(Provided information):
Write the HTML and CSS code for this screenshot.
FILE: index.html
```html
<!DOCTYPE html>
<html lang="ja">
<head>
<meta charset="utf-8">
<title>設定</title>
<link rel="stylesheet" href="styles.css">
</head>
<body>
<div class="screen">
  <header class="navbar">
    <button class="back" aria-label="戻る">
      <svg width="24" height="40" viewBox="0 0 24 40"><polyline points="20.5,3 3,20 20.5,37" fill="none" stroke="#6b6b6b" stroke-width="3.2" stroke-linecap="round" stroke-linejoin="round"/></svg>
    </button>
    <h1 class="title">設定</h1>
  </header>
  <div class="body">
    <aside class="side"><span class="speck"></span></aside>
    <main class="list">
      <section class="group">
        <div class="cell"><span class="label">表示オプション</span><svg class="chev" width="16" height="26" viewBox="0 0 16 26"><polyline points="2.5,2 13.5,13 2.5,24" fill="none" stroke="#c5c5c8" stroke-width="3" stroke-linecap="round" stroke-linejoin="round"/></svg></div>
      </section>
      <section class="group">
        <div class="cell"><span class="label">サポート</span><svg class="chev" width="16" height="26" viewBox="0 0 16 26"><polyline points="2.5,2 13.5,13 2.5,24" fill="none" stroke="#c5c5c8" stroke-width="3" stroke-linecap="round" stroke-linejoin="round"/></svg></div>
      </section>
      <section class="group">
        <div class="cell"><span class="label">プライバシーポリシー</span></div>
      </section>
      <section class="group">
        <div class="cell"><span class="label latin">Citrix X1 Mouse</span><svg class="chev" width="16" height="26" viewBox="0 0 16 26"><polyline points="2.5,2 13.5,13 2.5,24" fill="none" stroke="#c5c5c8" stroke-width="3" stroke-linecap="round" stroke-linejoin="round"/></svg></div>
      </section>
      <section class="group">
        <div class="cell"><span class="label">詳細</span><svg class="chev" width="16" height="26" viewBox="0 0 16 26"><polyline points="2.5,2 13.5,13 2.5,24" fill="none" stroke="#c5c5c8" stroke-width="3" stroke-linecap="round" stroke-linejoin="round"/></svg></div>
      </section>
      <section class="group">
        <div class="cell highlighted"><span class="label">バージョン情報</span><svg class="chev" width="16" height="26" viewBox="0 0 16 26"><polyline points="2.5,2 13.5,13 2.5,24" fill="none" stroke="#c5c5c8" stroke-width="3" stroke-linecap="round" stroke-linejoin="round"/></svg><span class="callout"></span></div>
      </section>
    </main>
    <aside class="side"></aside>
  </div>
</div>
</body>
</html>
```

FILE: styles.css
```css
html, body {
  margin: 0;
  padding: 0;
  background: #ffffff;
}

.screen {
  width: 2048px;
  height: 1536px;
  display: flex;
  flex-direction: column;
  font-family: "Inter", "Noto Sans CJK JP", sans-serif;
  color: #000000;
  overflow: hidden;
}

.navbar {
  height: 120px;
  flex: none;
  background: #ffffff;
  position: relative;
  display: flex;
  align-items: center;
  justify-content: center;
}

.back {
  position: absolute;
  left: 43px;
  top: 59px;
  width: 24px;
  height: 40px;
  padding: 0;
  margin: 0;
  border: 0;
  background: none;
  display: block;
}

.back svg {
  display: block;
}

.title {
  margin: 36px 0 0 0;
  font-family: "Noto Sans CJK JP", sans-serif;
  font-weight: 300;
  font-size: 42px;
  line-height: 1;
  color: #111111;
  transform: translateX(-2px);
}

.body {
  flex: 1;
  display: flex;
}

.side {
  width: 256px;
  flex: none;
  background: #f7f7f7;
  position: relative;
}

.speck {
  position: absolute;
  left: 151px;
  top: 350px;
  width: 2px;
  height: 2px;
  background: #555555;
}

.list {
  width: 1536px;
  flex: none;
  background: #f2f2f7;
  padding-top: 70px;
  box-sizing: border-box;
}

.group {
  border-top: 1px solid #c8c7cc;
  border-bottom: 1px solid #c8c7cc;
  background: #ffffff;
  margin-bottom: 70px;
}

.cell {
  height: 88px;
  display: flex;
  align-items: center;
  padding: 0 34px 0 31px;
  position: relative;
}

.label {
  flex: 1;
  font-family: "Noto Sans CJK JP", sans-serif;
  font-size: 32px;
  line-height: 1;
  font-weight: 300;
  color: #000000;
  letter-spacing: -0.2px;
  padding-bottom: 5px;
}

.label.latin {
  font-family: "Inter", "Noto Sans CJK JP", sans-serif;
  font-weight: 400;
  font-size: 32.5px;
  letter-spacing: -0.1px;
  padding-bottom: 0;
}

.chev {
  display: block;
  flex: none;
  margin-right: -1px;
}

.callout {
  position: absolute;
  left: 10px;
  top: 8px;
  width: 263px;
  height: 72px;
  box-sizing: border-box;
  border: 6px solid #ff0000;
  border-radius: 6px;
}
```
...
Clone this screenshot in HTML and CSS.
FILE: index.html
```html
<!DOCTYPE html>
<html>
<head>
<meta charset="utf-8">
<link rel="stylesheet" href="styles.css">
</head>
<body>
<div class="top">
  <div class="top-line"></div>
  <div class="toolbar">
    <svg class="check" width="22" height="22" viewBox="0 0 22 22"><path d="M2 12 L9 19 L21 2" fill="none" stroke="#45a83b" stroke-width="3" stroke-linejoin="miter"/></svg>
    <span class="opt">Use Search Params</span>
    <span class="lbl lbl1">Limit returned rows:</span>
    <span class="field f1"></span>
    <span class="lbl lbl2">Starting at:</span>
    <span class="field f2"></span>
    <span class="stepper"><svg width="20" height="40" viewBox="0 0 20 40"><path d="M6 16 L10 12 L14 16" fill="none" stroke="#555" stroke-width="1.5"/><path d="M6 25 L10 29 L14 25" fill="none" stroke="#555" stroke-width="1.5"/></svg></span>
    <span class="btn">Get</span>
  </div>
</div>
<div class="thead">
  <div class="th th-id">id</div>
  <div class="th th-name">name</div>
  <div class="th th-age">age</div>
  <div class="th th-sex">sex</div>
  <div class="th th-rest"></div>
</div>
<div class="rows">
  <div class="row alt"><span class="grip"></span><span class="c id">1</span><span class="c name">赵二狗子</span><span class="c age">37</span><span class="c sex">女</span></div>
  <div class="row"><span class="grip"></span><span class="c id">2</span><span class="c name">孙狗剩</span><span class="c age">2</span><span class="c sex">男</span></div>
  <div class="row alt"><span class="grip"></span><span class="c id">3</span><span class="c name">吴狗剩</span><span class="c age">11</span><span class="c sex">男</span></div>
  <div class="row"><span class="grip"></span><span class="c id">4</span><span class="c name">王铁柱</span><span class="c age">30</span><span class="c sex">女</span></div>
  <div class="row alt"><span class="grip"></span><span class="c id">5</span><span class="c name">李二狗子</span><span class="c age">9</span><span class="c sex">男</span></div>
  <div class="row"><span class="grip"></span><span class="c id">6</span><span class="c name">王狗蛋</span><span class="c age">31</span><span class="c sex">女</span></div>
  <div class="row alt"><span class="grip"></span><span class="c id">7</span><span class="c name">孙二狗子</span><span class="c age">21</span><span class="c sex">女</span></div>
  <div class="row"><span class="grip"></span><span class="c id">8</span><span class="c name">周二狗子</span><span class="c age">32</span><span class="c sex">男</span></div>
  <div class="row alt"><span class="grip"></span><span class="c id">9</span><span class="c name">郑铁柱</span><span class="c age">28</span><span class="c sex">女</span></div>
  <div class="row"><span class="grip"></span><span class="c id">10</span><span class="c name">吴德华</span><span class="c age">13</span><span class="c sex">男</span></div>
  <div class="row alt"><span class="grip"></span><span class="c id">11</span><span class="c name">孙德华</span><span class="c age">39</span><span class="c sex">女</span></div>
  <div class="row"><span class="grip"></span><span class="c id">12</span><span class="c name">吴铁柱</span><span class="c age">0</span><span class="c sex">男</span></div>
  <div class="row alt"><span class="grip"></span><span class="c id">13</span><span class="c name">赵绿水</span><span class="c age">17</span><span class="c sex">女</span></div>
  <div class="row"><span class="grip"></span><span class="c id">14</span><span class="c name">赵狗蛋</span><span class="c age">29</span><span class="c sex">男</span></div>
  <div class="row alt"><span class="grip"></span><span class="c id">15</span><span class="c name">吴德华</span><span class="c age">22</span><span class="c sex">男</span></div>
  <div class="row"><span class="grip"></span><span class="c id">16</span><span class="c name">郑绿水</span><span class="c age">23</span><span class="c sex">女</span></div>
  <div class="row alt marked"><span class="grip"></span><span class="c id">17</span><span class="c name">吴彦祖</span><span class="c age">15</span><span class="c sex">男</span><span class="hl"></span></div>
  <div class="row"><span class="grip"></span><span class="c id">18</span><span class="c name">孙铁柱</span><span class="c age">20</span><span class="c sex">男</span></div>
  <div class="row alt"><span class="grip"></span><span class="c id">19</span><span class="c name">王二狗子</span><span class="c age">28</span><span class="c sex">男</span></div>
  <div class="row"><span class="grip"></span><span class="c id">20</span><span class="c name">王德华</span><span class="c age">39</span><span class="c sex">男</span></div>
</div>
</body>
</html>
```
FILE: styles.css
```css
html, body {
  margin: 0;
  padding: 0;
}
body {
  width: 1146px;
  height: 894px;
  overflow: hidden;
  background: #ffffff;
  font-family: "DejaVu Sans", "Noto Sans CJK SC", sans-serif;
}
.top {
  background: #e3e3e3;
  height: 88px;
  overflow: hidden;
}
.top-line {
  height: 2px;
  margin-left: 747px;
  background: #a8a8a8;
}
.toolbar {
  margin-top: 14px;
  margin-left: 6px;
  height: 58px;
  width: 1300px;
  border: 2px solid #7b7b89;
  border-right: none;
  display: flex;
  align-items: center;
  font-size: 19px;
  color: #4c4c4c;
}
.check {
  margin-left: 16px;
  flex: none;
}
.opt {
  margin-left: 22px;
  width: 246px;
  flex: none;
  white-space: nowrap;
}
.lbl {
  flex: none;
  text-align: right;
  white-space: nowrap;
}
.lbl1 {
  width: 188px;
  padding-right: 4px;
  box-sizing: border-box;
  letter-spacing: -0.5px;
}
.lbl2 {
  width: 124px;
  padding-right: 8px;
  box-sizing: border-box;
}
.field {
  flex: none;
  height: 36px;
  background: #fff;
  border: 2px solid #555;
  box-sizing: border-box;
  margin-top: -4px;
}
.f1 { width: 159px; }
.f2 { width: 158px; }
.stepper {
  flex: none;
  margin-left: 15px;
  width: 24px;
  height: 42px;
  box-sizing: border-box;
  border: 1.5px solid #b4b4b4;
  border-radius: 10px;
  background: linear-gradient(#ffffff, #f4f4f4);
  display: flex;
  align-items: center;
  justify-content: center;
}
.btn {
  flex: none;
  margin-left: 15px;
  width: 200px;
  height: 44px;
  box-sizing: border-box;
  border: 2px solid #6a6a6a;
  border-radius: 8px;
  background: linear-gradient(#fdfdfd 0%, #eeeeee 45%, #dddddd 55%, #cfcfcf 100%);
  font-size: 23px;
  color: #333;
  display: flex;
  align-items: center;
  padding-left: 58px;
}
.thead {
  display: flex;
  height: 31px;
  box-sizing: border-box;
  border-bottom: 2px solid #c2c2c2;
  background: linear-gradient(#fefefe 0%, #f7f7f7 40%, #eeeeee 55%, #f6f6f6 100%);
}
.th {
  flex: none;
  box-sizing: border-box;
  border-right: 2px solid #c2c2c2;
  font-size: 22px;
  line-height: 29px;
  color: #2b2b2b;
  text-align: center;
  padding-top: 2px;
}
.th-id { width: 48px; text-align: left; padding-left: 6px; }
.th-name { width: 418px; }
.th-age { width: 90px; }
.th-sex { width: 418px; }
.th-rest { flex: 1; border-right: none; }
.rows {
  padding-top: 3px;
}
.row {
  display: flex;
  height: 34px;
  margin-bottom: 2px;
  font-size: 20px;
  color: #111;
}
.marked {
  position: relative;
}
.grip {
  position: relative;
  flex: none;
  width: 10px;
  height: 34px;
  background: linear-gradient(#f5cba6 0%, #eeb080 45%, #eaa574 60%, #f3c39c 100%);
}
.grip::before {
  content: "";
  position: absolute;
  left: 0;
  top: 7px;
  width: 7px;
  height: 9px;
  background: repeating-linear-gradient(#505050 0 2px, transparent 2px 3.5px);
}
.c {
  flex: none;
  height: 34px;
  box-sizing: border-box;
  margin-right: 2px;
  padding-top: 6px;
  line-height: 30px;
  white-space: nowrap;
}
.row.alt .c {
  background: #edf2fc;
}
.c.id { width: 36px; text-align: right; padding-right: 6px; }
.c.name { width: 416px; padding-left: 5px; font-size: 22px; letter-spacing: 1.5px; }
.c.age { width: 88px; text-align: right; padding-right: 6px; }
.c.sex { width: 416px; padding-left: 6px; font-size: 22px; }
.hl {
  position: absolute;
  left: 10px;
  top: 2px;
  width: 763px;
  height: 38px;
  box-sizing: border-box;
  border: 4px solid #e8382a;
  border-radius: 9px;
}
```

(Task): Say how many lines in the entries contain the string "this", and say nothing else.

(Output): 2